BAGHDAD — A suicide bomber struck Shiites as worshipers prepared Thursday for their most important holiday, killing at least 11 and wounding 15 at a mosque in violent Diyala province — one day after a similar attack by a woman in a nearby village.
Police and eyewitnesses said one of the victims had intercepted the bomber when he saw him making his way through the crowd.
“Stranger! Stranger!” he shouted as he grabbed the bomber, who detonated the blast.
A spike in bombings in recent weeks is chipping away at security gains made over the past six months, when levels of violence dropped nationwide. Many of the attacks have targeted Sunnis who have turned against the main insurgent group, al-Qaeda in Iraq.
Authorities fear the Shiite religious events — marking the death of a seventh-century Shiite saint — could increasingly fall into the cross-hairs of Sunni extremists.

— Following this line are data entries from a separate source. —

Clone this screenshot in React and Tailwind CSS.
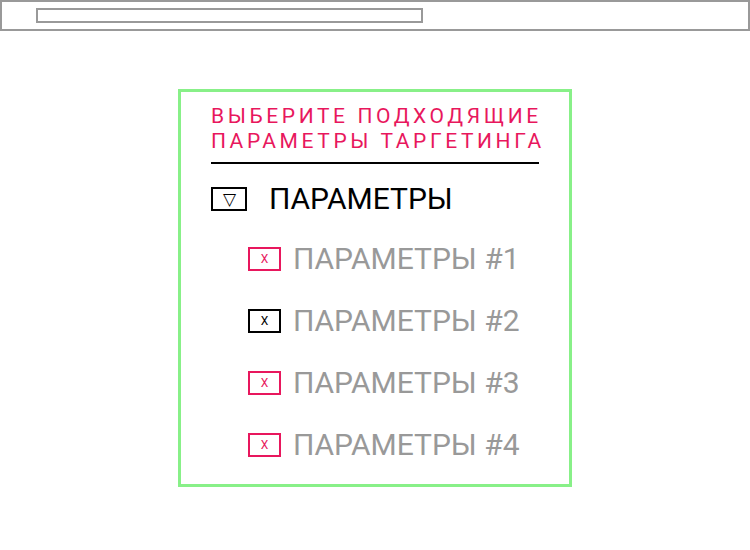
import React from 'react';

const items = [
  { label: 'ПАРАМЕТРЫ #1', active: true },
  { label: 'ПАРАМЕТРЫ #2', active: false },
  { label: 'ПАРАМЕТРЫ #3', active: true },
  { label: 'ПАРАМЕТРЫ #4', active: true },
];

const App = () => {
  return (
    <div className="w-[750px] h-[550px] bg-white font-['Roboto',sans-serif] overflow-hidden">
      {/* Top bar */}
      <div className="h-[31px] border-2 border-[#999999] pl-[34px] pt-[6px]">
        <div className="w-[387px] h-[15px] border-2 border-[#999999]"></div>
      </div>

      {/* Targeting card */}
      <div className="ml-[178px] mt-[58px] w-[394px] h-[398px] border-[3px] border-[#88f088] pl-[30px] pr-[30px] pt-[12px]">
        <h2 className="text-[#e8175d] text-[21px] leading-[25px] tracking-[3.6px] font-normal whitespace-nowrap">
          ВЫБЕРИТЕ ПОДХОДЯЩИЕ<br />ПАРАМЕТРЫ ТАРГЕТИНГА
        </h2>
        <div className="mt-[8px] w-[328px] h-[2px] bg-black"></div>

        <div className="mt-[20px] flex items-center h-[30px]">
          <div className="w-[36px] h-[24px] border-2 border-black flex items-center justify-center text-[17px] leading-none text-black">
            ▽
          </div>
          <span className="ml-[22px] text-[30px] leading-[30px] text-black">ПАРАМЕТРЫ</span>
        </div>

        <div className="mt-[33px] ml-[37px] flex flex-col gap-[38px]">
          {items.map((item) => (
            <div key={item.label} className="flex items-center h-[24px]">
              <div
                className={
                  item.active
                    ? 'w-[33px] h-[24px] border-2 border-[#e8175d] text-[#e8175d] flex items-center justify-center text-[12px] leading-none'
                    : 'w-[33px] h-[24px] border-2 border-black text-black flex items-center justify-center text-[12px] leading-none'
                }
              >
                X
              </div>
              <span className="ml-[12px] text-[30px] leading-[30px] text-[#999999]">{item.label}</span>
            </div>
          ))}
        </div>
      </div>
    </div>
  );
};

export default App;
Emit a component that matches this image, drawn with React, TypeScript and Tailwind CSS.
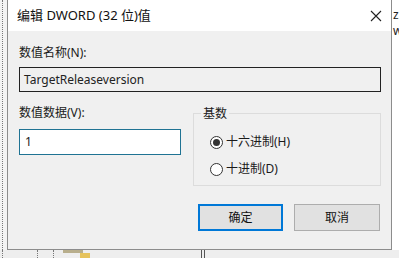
import React from 'react';

const font = { fontFamily: '"Noto Sans", "Noto Sans CJK SC", sans-serif' };

const Radio: React.FC<{ checked?: boolean; label: string }> = ({ checked, label }) => (
  <div className="flex items-center h-4">
    <span className="w-[13px] h-[13px] rounded-full border border-[#333] bg-white flex items-center justify-center">
      {checked && <span className="w-[7px] h-[7px] rounded-full bg-[#333]" />}
    </span>
    <span className="ml-[3px] text-[12px] leading-4 text-[#1a1a1a]">{label}</span>
  </div>
);

const App: React.FC = () => {
  return (
    <div className="w-[399px] h-[258px] bg-[#f4f4f4] flex flex-col overflow-hidden" style={font}>
      <div className="flex h-[250px]">
        {/* left backdrop strip */}
        <div className="w-[7px] h-full bg-[#f3f3f3] relative">
          <div className="absolute left-[2px] top-0 bottom-0 border-l border-dotted border-[#777]" />
        </div>

        {/* dialog */}
        <div className="w-[385px] h-full flex flex-col border-x border-b border-[#8c8c8c] bg-[#f0f0f0]">
          <div className="h-[31px] bg-white flex items-center pl-[9px] pr-[9px]">
            <span className="text-[13px] text-[#111]">编辑 DWORD (32 位)值</span>
            <svg className="ml-auto" width="12" height="12" viewBox="0 0 12 12">
              <path d="M1 1 L11 11 M11 1 L1 11" stroke="#222" strokeWidth="1.1" />
            </svg>
          </div>

          <div className="flex flex-col pl-[11px] pr-[10px]">
            <div className="mt-[14px] text-[12px] leading-4 text-[#1a1a1a]">数值名称(N):</div>
            <div className="mt-[6px] h-[25px] border border-[#222] bg-[#f0f0f0] flex items-center pl-[4px]">
              <span className="text-[12px] text-[#222]">TargetReleaseversion</span>
            </div>

            <div className="flex mt-[13px] gap-[12px]">
              <div className="w-[162px] flex flex-col">
                <div className="text-[12px] leading-4 text-[#1a1a1a]">数值数据(V):</div>
                <div className="mt-[8px] h-[26px] border border-[#1f7393] bg-white flex items-center pl-[5px]">
                  <span className="text-[12px] text-[#222]">1</span>
                </div>
              </div>

              <div className="flex-1 mt-[8px] h-[73px] border border-[#dcdcdc] relative flex flex-col pl-[16px] pt-[20px] gap-[11px]">
                <span className="absolute -top-[8px] left-[7px] px-[2px] bg-[#f0f0f0] text-[12px] leading-4 text-[#1a1a1a]">
                  基数
                </span>
                <Radio checked label="十六进制(H)" />
                <Radio label="十进制(D)" />
              </div>
            </div>

            <div className="flex justify-end gap-[11px] mt-[18px] pr-[1px]">
              <button className="w-[85px] h-[27px] border-2 border-[#0078d7] bg-[#e1e1e1] text-[12px] text-[#111]">
                确定
              </button>
              <button className="w-[86px] h-[27px] border border-[#adadad] bg-[#e1e1e1] text-[12px] text-[#111]">
                取消
              </button>
            </div>
          </div>
        </div>

        {/* right backdrop strip */}
        <div className="w-[7px] h-full bg-white overflow-hidden flex flex-col pl-[1px]">
          <span className="mt-[8px] text-[12px] leading-[14px] text-[#222]">z</span>
          <span className="mt-[2px] text-[12px] leading-[14px] text-[#222]">w</span>
        </div>
      </div>

      {/* bottom backdrop strip */}
      <div className="flex-1 flex bg-[#eeeeee] relative">
        <div className="absolute left-[2px] top-0 bottom-0 border-l border-dotted border-[#777]" />
        <div className="absolute left-[37px] top-0 bottom-0 border-l border-dotted border-[#777]" />
        <div className="absolute left-[53px] top-0 bottom-0 border-l border-dotted border-[#777]" />
        <div className="absolute left-[63px] top-0 w-[20px] h-[3px] bg-[#b8ae8c]" />
        <div className="absolute left-[80px] top-[3px] w-[10px] h-[5px] bg-[#e6c35c]" />
        <div className="absolute left-[201px] top-0 bottom-0 border-l border-[#555]" />
        <div className="absolute left-[204px] top-0 bottom-0 border-l border-[#555]" />
      </div>
    </div>
  );
};

export default App;
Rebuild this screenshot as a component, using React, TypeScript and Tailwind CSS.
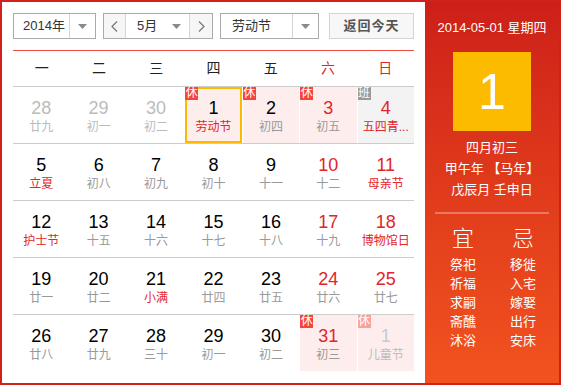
import React from "react";

type Cell = {
  d: string;
  l: string;
  dim?: boolean;
  redNum?: boolean;
  redL?: boolean;
  badge?: "休" | "班";
  bg?: "pink" | "grey";
  sel?: boolean;
  faded?: boolean;
};

const rows: Cell[][] = [
  [
    { d: "28", l: "廿九", dim: true },
    { d: "29", l: "初一", dim: true },
    { d: "30", l: "初二", dim: true },
    { d: "1", l: "劳动节", redL: true, badge: "休", bg: "pink", sel: true },
    { d: "2", l: "初四", badge: "休", bg: "pink" },
    { d: "3", l: "初五", redNum: true, badge: "休", bg: "pink" },
    { d: "4", l: "五四青...", redNum: true, redL: true, badge: "班", bg: "grey" },
  ],
  [
    { d: "5", l: "立夏", redL: true },
    { d: "6", l: "初八" },
    { d: "7", l: "初九" },
    { d: "8", l: "初十" },
    { d: "9", l: "十一" },
    { d: "10", l: "十二", redNum: true },
    { d: "11", l: "母亲节", redNum: true, redL: true },
  ],
  [
    { d: "12", l: "护士节", redL: true },
    { d: "13", l: "十五" },
    { d: "14", l: "十六" },
    { d: "15", l: "十七" },
    { d: "16", l: "十八" },
    { d: "17", l: "十九", redNum: true },
    { d: "18", l: "博物馆日", redNum: true, redL: true },
  ],
  [
    { d: "19", l: "廿一" },
    { d: "20", l: "廿二" },
    { d: "21", l: "小满", redL: true },
    { d: "22", l: "廿四" },
    { d: "23", l: "廿五" },
    { d: "24", l: "廿六", redNum: true },
    { d: "25", l: "廿七", redNum: true },
  ],
  [
    { d: "26", l: "廿八" },
    { d: "27", l: "廿九" },
    { d: "28", l: "三十" },
    { d: "29", l: "初一" },
    { d: "30", l: "初二" },
    { d: "31", l: "初三", redNum: true, badge: "休", bg: "pink" },
    { d: "1", l: "儿童节", dim: true, badge: "休", bg: "pink", faded: true },
  ],
];

const weekdays = ["一", "二", "三", "四", "五", "六", "日"];

const CJK = "font-['Liberation_Sans','Noto_Sans_CJK_SC',sans-serif]";

function Caret() {
  return (
    <svg width="9" height="5" viewBox="0 0 9 5">
      <path d="M0 0 H9 L4.5 5 Z" fill="#8a8a8a" />
    </svg>
  );
}

function Chevron({ dir }: { dir: "l" | "r" }) {
  return (
    <svg width="7" height="11" viewBox="0 0 7 11">
      <path
        d={dir === "l" ? "M6 0.5 L1 5.5 L6 10.5" : "M1 0.5 L6 5.5 L1 10.5"}
        fill="none"
        stroke="#777"
        strokeWidth="1.2"
      />
    </svg>
  );
}

function DayCell({ c }: { c: Cell }) {
  const bg =
    c.bg === "pink" ? "bg-[#fdeeed]" : c.bg === "grey" ? "bg-[#f3f3f3]" : "bg-white";
  const numColor = c.dim
    ? c.faded
      ? "text-[#c5cbd2]"
      : "text-[#bbbbbb]"
    : c.redNum
    ? "text-[#e3242b]"
    : "text-black";
  const lColor = c.dim ? "text-[#bbbbbb]" : c.redL ? "text-[#e3242b]" : "text-[#999999]";
  const badgeColor =
    c.badge === "班" ? "bg-[#999999]" : c.faded ? "bg-[#f7a39c]" : "bg-[#f5443c]";
  return (
    <div
      className={`relative h-[56px] flex flex-col items-center ${bg} ${
        c.sel ? "border-2 border-[#fcb900] pt-[8px]" : "pt-[10px]"
      }`}
    >
      {c.badge && (
        <div
          className={`absolute ${c.sel ? "-left-[2px] -top-[2px]" : "left-0 top-0"} w-[13px] h-[13px] ${badgeColor} text-white text-[12px] leading-[13px] flex items-center justify-center`}
        >
          {c.badge}
        </div>
      )}
      <div className={`text-[18px] leading-[22px] ${numColor}`}>{c.d}</div>
      <div className={`text-[12px] leading-[16px] whitespace-nowrap ${lColor}`}>{c.l}</div>
    </div>
  );
}

export default function App() {
  return (
    <div className={`w-[561px] h-[385px] flex border-2 border-[#d0211b] bg-[#d0211b] ${CJK}`}>
      {/* Left calendar */}
      <div className="w-[423px] h-full bg-white px-[11px] pt-[11px] flex flex-col">
        {/* Header controls */}
        <div className="flex h-[26px] text-[13px] text-[#333]">
          <div className="w-[83px] flex border border-[#aaaaaa] bg-white">
            <div className="flex-1 flex items-center pl-[9px]">2014年</div>
            <div className="w-[26px] border-l border-[#d5d5d5] flex items-center justify-center">
              <Caret />
            </div>
          </div>
          <div className="w-[110px] ml-[7px] flex border border-[#aaaaaa]">
            <div className="w-[22px] bg-[#f6f6f6] border-r border-[#d5d5d5] flex items-center justify-center">
              <Chevron dir="l" />
            </div>
            <div className="flex-1 flex items-center justify-between pl-[11px] pr-[8px] bg-white">
              <span>5月</span>
              <Caret />
            </div>
            <div className="w-[23px] bg-[#f6f6f6] border-l border-[#d5d5d5] flex items-center justify-center">
              <Chevron dir="r" />
            </div>
          </div>
          <div className="w-[99px] ml-[7px] flex border border-[#aaaaaa] bg-white">
            <div className="flex-1 flex items-center pl-[11px]">劳动节</div>
            <div className="w-[26px] border-l border-[#d5d5d5] flex items-center justify-center">
              <Caret />
            </div>
          </div>
          <div className="w-[85px] ml-[10px] flex items-center justify-center border border-[#d5d5d5] bg-[#f7f7f7] text-[#555] font-bold tracking-[1px]">
            返回今天
          </div>
        </div>

        <div className="mt-[11px] h-px bg-[#ef4a40]" />

        {/* Weekday header */}
        <div className="grid grid-cols-7 h-[35px] items-center text-[14px]">
          {weekdays.map((w, i) => (
            <div
              key={w}
              className={`text-center ${i >= 5 ? "text-[#e3242b]" : "text-[#222]"}`}
            >
              {w}
            </div>
          ))}
        </div>

        {/* Grid */}
        {rows.map((r, ri) => (
          <div key={ri} className="border-t border-[#cccccc] grid grid-cols-7 gap-x-px">
            {r.map((c, ci) => (
              <DayCell key={ci} c={c} />
            ))}
          </div>
        ))}
      </div>

      {/* Right panel */}
      <div className="flex-1 h-full bg-linear-to-b from-[#cd1f19] to-[#f3521f] flex flex-col items-center text-white">
        <div className="mt-[17px] text-[13px] leading-[18px] whitespace-nowrap">2014-05-01 星期四</div>
        <div className="mt-[15px] w-[78px] h-[79px] bg-[#fdbb00] flex items-center justify-center text-[50px] leading-none font-['Liberation_Sans',sans-serif]">
          1
        </div>
        <div className="mt-[6px] text-[13px] leading-[21px] text-center whitespace-nowrap">
          <div>四月初三</div>
          <div>甲午年 【马年】</div>
          <div>戊辰月 壬申日</div>
        </div>
        <div className="mt-[12px] w-[114px] h-[2px] bg-white/30" />
        <div className="mt-[12px] flex gap-[34px] pl-[2px]">
          {[
            { t: "宜", items: ["祭祀", "祈福", "求嗣", "斋醮", "沐浴"] },
            { t: "忌", items: ["移徙", "入宅", "嫁娶", "出行", "安床"] },
          ].map((col) => (
            <div key={col.t} className="flex flex-col items-center w-[26px]">
              <div className="text-[22px] leading-[26px] mb-[3px] font-light">{col.t}</div>
              {col.items.map((it) => (
                <div key={it} className="text-[13px] leading-[19px] whitespace-nowrap">
                  {it}
                </div>
              ))}
            </div>
          ))}
        </div>
      </div>
    </div>
  );
}
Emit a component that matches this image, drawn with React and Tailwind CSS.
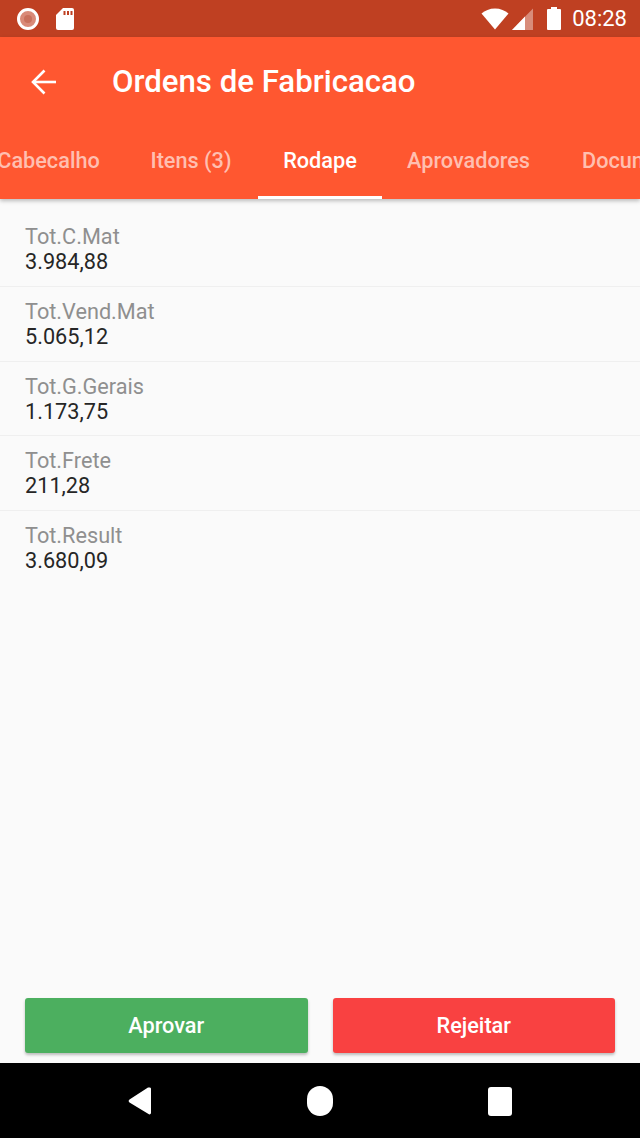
import React from "react";

const rows = [
  { label: "Tot.C.Mat", value: "3.984,88" },
  { label: "Tot.Vend.Mat", value: "5.065,12" },
  { label: "Tot.G.Gerais", value: "1.173,75" },
  { label: "Tot.Frete", value: "211,28" },
  { label: "Tot.Result", value: "3.680,09" },
];

const StatusBar = () => (
  <div className="h-[37px] shrink-0 bg-[#bf4022] flex items-center pl-[17px] pr-[13px]">
    <div className="w-[22px] h-[22px] rounded-full border-[3px] border-white bg-[#d98a78] flex items-center justify-center">
      <div className="w-[8px] h-[8px] rounded-full bg-[#c9705c]" />
    </div>
    <svg width="18" height="22" viewBox="0 0 18 22" className="ml-[17px]">
      <path d="M7 0h9a2 2 0 0 1 2 2v18a2 2 0 0 1-2 2H2a2 2 0 0 1-2-2V7z" fill="#fff" />
      <rect x="7.500" y="3" width="2" height="4" fill="#bf4022" />
      <rect x="11" y="3" width="2" height="4" fill="#bf4022" />
      <rect x="14.500" y="3" width="2" height="4" fill="#bf4022" />
    </svg>
    <div className="flex-1" />
    <svg width="28" height="22" viewBox="0 0 28 22">
      <path d="M14 21.500 0.500 5.500C4 2.500 8.500 0.500 14 0.500s10 2 13.500 5z" fill="#fff" />
    </svg>
    <svg width="22" height="22" viewBox="0 0 22 22" className="ml-[3px]">
      <path d="M21 0.500V22H0z" fill="#fff" fillOpacity="0.4" />
      <path d="M13 8.500V22H0z" fill="#fff" />
    </svg>
    <svg width="14" height="23" viewBox="0 0 14 23" className="ml-[13px]">
      <path d="M4 0h6v2h3a1 1 0 0 1 1 1v19a1 1 0 0 1-1 1H1a1 1 0 0 1-1-1V3a1 1 0 0 1 1-1h3z" fill="#fff" />
    </svg>
    <span className="ml-[11px] text-[22px] leading-none text-white">08:28</span>
  </div>
);

const AppHeader = () => (
  <div className="shrink-0 bg-[#ff5730] shadow-[0_2px_4px_rgba(0,0,0,0.25)] z-10">
    <div className="h-[89px] flex items-center pl-[31px]">
      <svg width="25" height="26" viewBox="0 0 25 26" fill="none" stroke="#fff" strokeWidth="2.600">
        <path d="M25 13H2" />
        <path d="M13.500 1.500 2 13l11.500 11.500" />
      </svg>
      <span className="ml-[56px] text-[31.200px] leading-none font-medium text-white">Ordens de Fabricacao</span>
    </div>
    <div className="h-[73px] flex overflow-hidden text-[21.700px] font-medium text-[#ffbfb0]">
      <div className="w-[147px] ml-[-25px] shrink-0 flex items-center justify-center pb-[3px]">Cabecalho</div>
      <div className="w-[136px] pl-[2px] shrink-0 flex items-center justify-center pb-[3px]">Itens (3)</div>
      <div className="w-[124px] shrink-0 flex items-center justify-center text-white border-b-[3px] border-white">Rodape</div>
      <div className="w-[173px] shrink-0 flex items-center justify-center pb-[3px]">Aprovadores</div>
      <div className="ml-[27px] shrink-0 flex items-center pb-[3px]">Documentos</div>
    </div>
  </div>
);

const Row = ({ label, value }) => (
  <div className="h-[74.750px] pl-[25px] pt-[12px] border-b border-[#efefef] last:border-b-0">
    <div className="text-[21.700px] leading-[25px] text-[#8f8f8f]">{label}</div>
    <div className="text-[21.700px] leading-[25px] text-[#262626]">{value}</div>
  </div>
);

export default function App() {
  return (
    <div className="w-[640px] h-[1138px] flex flex-col bg-[#fafafa] overflow-hidden font-['Roboto',sans-serif]">
      <StatusBar />
      <AppHeader />

      <div className="flex-1 pt-[13px]">
        {rows.map((r) => (
          <Row key={r.label} label={r.label} value={r.value} />
        ))}
      </div>

      <div className="h-[65px] shrink-0 flex gap-[25px] px-[25px]">
        <button className="flex-1 h-[55px] pt-[2px] rounded-[3px] bg-[#4caf5f] text-white text-[21.700px] font-medium shadow-[0_2px_3px_rgba(0,0,0,0.25)]">
          Aprovar
        </button>
        <button className="flex-1 h-[55px] pt-[2px] rounded-[3px] bg-[#f94141] text-white text-[21.700px] font-medium shadow-[0_2px_3px_rgba(0,0,0,0.25)]">
          Rejeitar
        </button>
      </div>

      <div className="h-[75px] shrink-0 bg-black relative">
        <svg width="24" height="30" viewBox="0 0 24 30" className="absolute left-[128px] top-[23px]">
          <path d="M22 1.500a1.500 1.500 0 0 1 1 1.500v24a1.500 1.500 0 0 1-2.500 1L1.500 16.500a2 2 0 0 1 0-3L20 1.500z" fill="#fff" />
        </svg>
        <div className="absolute left-[307px] top-[23px] w-[26px] h-[30px] rounded-full bg-white" />
        <div className="absolute left-[488px] top-[24px] w-[24px] h-[29px] rounded-[3px] bg-white" />
      </div>
    </div>
  );
}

Iraqi officials stepped up security across much of the country to protect the Shiite processions for the holiday period, culminating in events known as Ashoura.
The heaviest security was in the holy city of Karbala south of Baghdad, where about 30,000 troops watched over hundreds of thousands of pilgrims performing Ashoura rites.
Militant Sunnis look upon Ashoura with contempt. They believe that some of its rituals, such as self-flagellation and the use of images, amount to pagan worship and violate Islamic teachings.